As the week wound down, CARB Chair Lauren Sanchez has led the Board to a decision to approve but “pause” the MDI program changes, citing the volume of “moving” public comments made during the hearing. The final resolution calls for further staff analysis and public engagement, as well as the need for the Governor and legislators to come together to identify stable funding for localized projects. As evidenced in the many articles like those listed below that don’t paint the decision in the headlines the Governor’s Office was likely hoping for, the small concessions only slightly softens the blow to communities. 

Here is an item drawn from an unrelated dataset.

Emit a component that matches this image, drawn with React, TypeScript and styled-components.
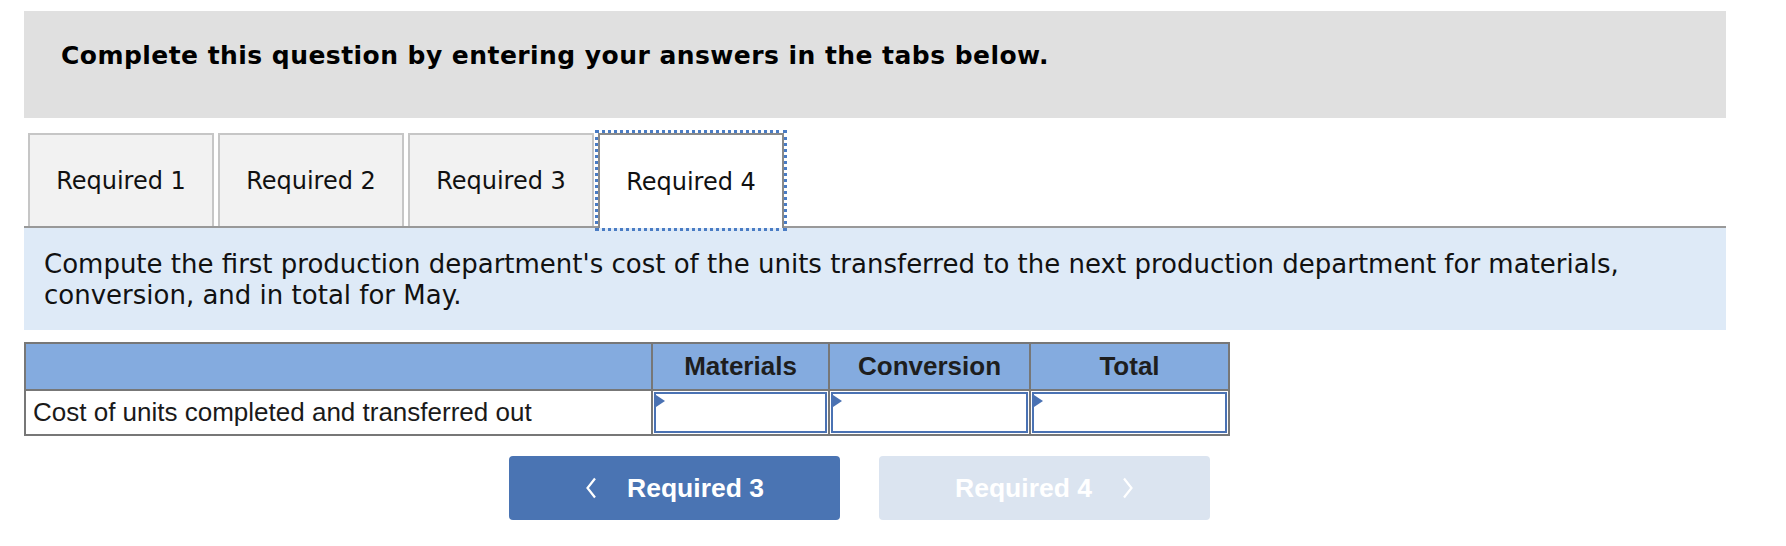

It’s not entirely clear what happens next. But climate friends, take to heart, there is power to banding together like we did this week and will undoubtedly do again. This is who we are. Thanks to some incredible new projections, we know what’s at stake and that there’s no option but to keep pressing forward. As we look ahead to new state leadership, it’s time to pick ourselves back up and keep our eyes on the billion dollar question, how can California create a truly stable – and less pilferable – way to fund climate action?

 

With genuine gratitude to the many expert agency staff members that continue to do their best to help California reduce the risks of climate change under turbulent leadership.